Signs of LP life
In my last update, we highlighted the alarming decline in venture capital fundraising, indicating a potential rock bottom for the industry. In Q1, venture funds only raised $11.7B, substantially lower than the 2022 quarterly average of $41.8B. Q2, however, saw some promising signs of life—VC managers managed to raise $21.6B, marking an impressive 85% increase from Q1 and bringing the year-to-date (YTD) capital raised to $33.3B.
Although 2023 is still projected to be the worst fundraising year since 2017 in terms of pure capital raised, the fact that VC managers raised nearly as much in Q2 as in the previous two quarters combined suggests a revival in LP (Limited Partner) capital flowing back into the space.
Resurgence in the establishment of new VC funds
With only 99 funds established, Q1 2023 was the worst quarter in over a decade with regard to new fund creation. Q2, however, presented a positive shift, with the number of new funds growing by 35% to reach 134, according to the latest data from Pitchbook. While we are still on track for the worst year in terms of the number of funds established since 2013, the quarter-to-quarter trend is encouraging, and we anticipate Q3 numbers to build upon the relatively stronger performance of Q2.
It’s worth noting that the increased number of funds and the total capital raised suggests a continuation of the ongoing trend where larger funds from established managers are being successfully raised while smaller funds from emerging managers face more challenges in attracting capital.
New players emerge in the banking landscape
In Q1, the venture ecosystem experienced a major shock with the failure of Silicon Valley Bank (SVB), followed swiftly in early May by JPMorgan's acquisition of First Republic Bank (FRB). SVB and FRB were both pioneering banks in the venture space, playing a crucial role in facilitating funding for both funds and startups. Concerns were high for the venture banking sector in May, but as we enter Q3, the situation has stabilized, and now the competition is heating up among banks seeking to be the leaders in this post-shock environment.
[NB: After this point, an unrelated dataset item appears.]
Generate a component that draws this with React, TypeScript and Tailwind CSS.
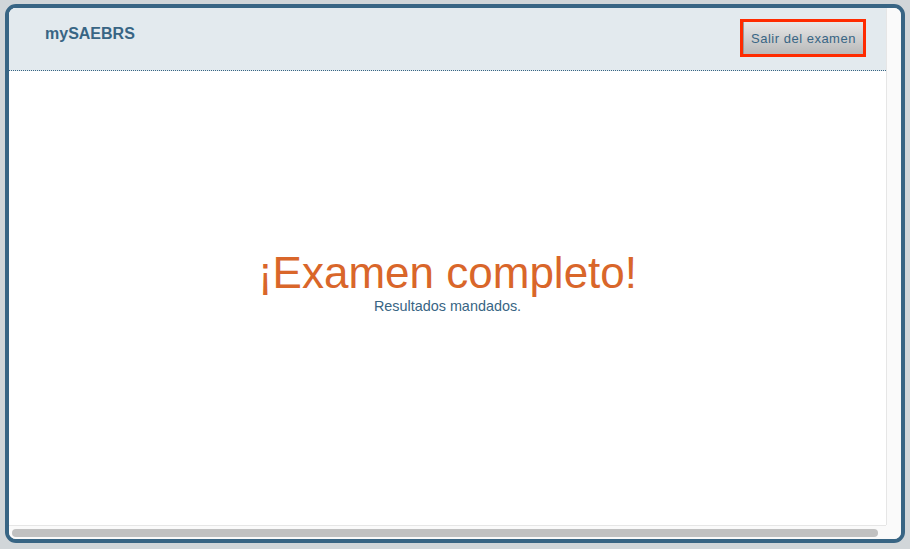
export default function App() {
  return (
    <div
      className="w-[910px] h-[549px] bg-[#d1d6d9] pl-[5px] pt-[4px]"
      style={{ fontFamily: '"Liberation Sans", Arial, sans-serif' }}
    >
      <div className="w-[900px] h-[539px] border-4 border-[#386584] rounded-[11px] overflow-hidden bg-[#fafafa] grid grid-cols-[877px_15px] grid-rows-[517px_14px]">
        <div className="flex flex-col bg-white">
          <div className="h-[63px] shrink-0 bg-[#e3eaee] border-b border-dotted border-[#386584] flex items-start justify-between">
            <div className="ml-[36px] mt-[17px] text-[16px] leading-[18px] font-bold text-[#386584]">
              mySAEBRS
            </div>
            <div className="mt-[11px] mr-[20px] border-[3px] border-[#ff2b00]">
              <button className="h-[32px] w-[120px] border-l border-[#9a9a9a] bg-gradient-to-b from-[#e8e8e8] to-[#b9b9b9] text-[13px] tracking-[0.5px] text-[#386584] leading-none flex items-center justify-center">
                Salir del examen
              </button>
            </div>
          </div>
          <div className="flex-1 flex flex-col items-center pt-[180px]">
            <div className="text-[44px] leading-[44px] text-[#d9662a]">¡Examen completo!</div>
            <div className="mt-[3px] text-[14.4px] leading-[16px] text-[#386584]">Resultados mandados.</div>
          </div>
        </div>
        <div className="border-l border-[#e6e6e6] bg-[#fafafa]"></div>
        <div className="border-t border-[#e6e6e6] bg-[#fafafa] pt-[3px] pl-[3px] pr-[8px]">
          <div className="h-[8px] rounded-full bg-[#c1c1c1]"></div>
        </div>
        <div className="bg-[#fafafa]"></div>
      </div>
    </div>
  );
}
First Citizens Bank acquired SVB's venture assets, making a strong push into this space. JPMorgan acquired FRB, with some FRB teams migrating to Citizens Bank (not to be confused with First Citizens). Other banks like HSBC Bank, Stifel, and Mitsubishi UFJ Financial Group (MUFG) have also actively sought out venture fund banking talent to establish their positions in this market, ultimately looking to serve VCs and startup companies.
Over the next few quarters, it will be interesting to see how fresh players at the table approach underwriting and lending in the VC space and how the teams already familiar with one another will perform within their new organizations. Given the higher interest rate environment, rates on capital call lines of credit now vary more widely, and more fund managers may choose to forego them, deciding that an increase in IRR and operational flexibility aren’t worth the added interest cost.
Stability in management fees
One might naturally assume that General Partners (GPs) would face pressure from their LPs to reduce management fees due to the slowdown in new fund activity and increased competition for capital. Surprisingly, this has not been the case. While fee structures for <$100MM managers still often exhibit creativity and uniqueness, in a conversation I had with Shane Goudey, a fund formation attorney at Cooley, he emphasized that for funds >$100M, "...2-2.5% with some sort of tail is still the norm as LPs look to build long-term relationships."
However, GPs are now “facing increased scrutiny regarding how management fees are utilized, particularly in terms of how salaries and expenses contribute to topline budget,” added Shane. With LPs keen on ensuring that managers can weather any downturn, GPs must now exhibit a coherent plan for expenses and team construction, even without the certainty of raising another fund within 18-36 months. This demonstrates the growing importance of management discipline for GPs.
Challenges persist in exit activity, yet deal activity remains strong
Q2 proved to be another challenging quarter for exit activity, with an exit value of only $5.5B, a further dip from the previous quarter's decade-low of $6.5 billion. The final number of exits in Q2 is also expected to be the lowest since Q4 of 2017.
Despite these headwinds, deal activity remains robust in the venture space. The 2023 deal pace remains at, if not slightly above, 2019-2020 levels.
Conclusion: Navigating the path to recovery
After several quarters of uncertainty, Q2 2023 showcased signs of a return to life in the venture ecosystem. While the road to full recovery may be lengthy, the banking landscape has become more stable, inflation appears to be under control, and interest rate hikes are slowing. We are hopeful that the recovery will continue into the second half of the year, providing further signs of a return to health for this vital industry.